令和六年一月一日に起こった能登半島地震は北陸三県を中心に甚大な被害をもたらしている。特に石川県ではいまだに被害の全容さえ掴めない状況である。また道路の寸断による孤立集落は多数存在、救助も救援物資も届かぬ状況となっている。命の限界と言われる七十二時間を過ぎてもなお行方不明者が多数存在している状況である。

 そこで本日紹介するのは、吉村昭著「三陸海岸大津波」である。

 本文の一部を紹介する。

―私は、三陸海岸が好きで何度か歩いている。

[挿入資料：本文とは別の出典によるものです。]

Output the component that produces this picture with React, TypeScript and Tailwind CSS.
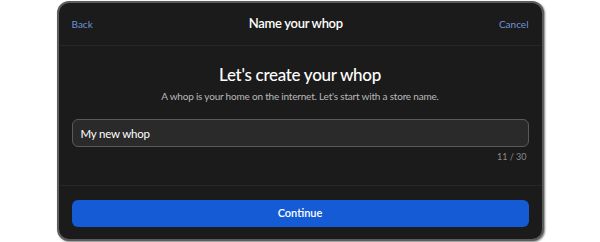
import React, { useState } from 'react';

export default function App() {
  const [name, setName] = useState('My new whop');

  return (
    <div
      className="w-[600px] h-[242px] bg-white flex items-center justify-center"
      style={{ fontFamily: 'Lato, "Noto Sans", sans-serif' }}
    >
      <div className="w-[487px] h-[240px] rounded-[12px] border-2 border-[#5c5c5c] bg-[#1b1b1b] shadow-[1px_1px_2px_rgba(0,0,0,0.5)] flex flex-col overflow-hidden">
        {/* Header */}
        <div className="h-[43px] flex items-center justify-between px-[13px] border-b border-[#262626]">
          <button className="text-[10px] text-[#6f93d8]">Back</button>
          <h2 className="text-[13px] font-semibold text-white tracking-[-0.3px]">Name your whop</h2>
          <button className="text-[10px] text-[#6f93d8]">Cancel</button>
        </div>

        {/* Body */}
        <div className="flex-1 px-[13px] pt-[17px]">
          <h1 className="text-center text-[17px] font-medium text-white leading-[24px] tracking-[-0.3px]">
            Let's create your whop
          </h1>
          <p className="text-center text-[10px] leading-[14px] text-[#b9b9b9] mt-[2px] tracking-[-0.2px]">
            A whop is your home on the internet. Let's start with a store name.
          </p>
          <input
            autoFocus
            value={name}
            onChange={(e) => setName(e.target.value)}
            maxLength={30}
            className="mt-[16px] w-full h-[28px] rounded-[6px] border border-[#5a5a5a] bg-[#2a2a2a] px-[8px] text-[11.5px] tracking-[-0.2px] text-white caret-white outline-none"
          />
          <div className="text-right text-[9px] text-[#8a8a8a] mt-[3px] pr-[2px]">
            {name.length} / 30
          </div>
        </div>

        {/* Footer */}
        <div className="border-t border-[#262626] px-[13px] pt-[13px] pb-[12px]">
          <button className="w-full h-[27px] rounded-[6px] bg-[#155bd5] text-white text-[11px] font-semibold">
            Continue
          </button>
        </div>
      </div>
    </div>
  );
}
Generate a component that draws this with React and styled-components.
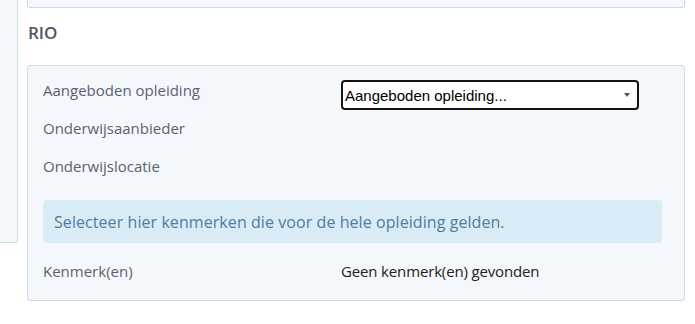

(中略)

 私を魅了するのは、三陸地方の海が人間の生活と密接な関係をもって存在しているように思えるからである。(中略)

岩手県の三陸沿岸を歩く度に、私は、海らしい海をみる。屹立(きつりつ)した断崖、その下に深々と海の色をたたえた淵。海岸線に軒をつらねる潮風にさらされたような漁師の家々。それらは、私の眼にまぎれもない海の光景として映じるのだ。(中略)

(そんな海が一変する。)

―すさまじい轟音が三陸海岸一帯を圧し、黒々とした波の壁は、さらにせり上がって屹立した峰と化した。そして、海岸線に近づくと峰の上部の波が割れ、白い泡立ちがたちまちにして下部へとひろがっていった。―

 三陸海岸を中心に述べられているが、地震や津波の恐ろしさを知るには最適の本だと思われる。

 同著より主だった三陸海岸だけの津波の歴史を次に示しておく。
(一)貞観十一年(西暦869)・死者千余名
(二)天正十三年(1585)・死者不明
(三)慶長十六年(1611)・伊達領内、死者千七百八十三名
(四)元和二年(1616)・死者不明
(五)延宝四年(1676)・人畜多数死亡・家屋の流失多数
(六)貞享四年(1687)・不明
(七)元禄九年(1696)・船三百隻流失、溺死者多数
(八)天保六年(1845)・人家流失数百、死者多数
(九)安政三年(1856)、明治二十七年(1894)、被害甚大、不明。

(十)明治二十九年(1896)・宮城県で死者三千四百五十二、青森県で死者三千四百三名、岩手県ではさらに二万二千五百六十五名にも及んだ。

 東日本大震災前にもこれだけの大惨事が起こっていたのである。

 同著は、明治二十九年の津波から昭和八年、そしてチリ地震津波のことを前兆から被害、そして余波に至るまで詳細に記述した記録文学の傑作である。本年の能登半島地震においても地震による大津波が起こった。私たちの防災意識への警鐘と津波の恐ろしさを知る上での良書だと思う。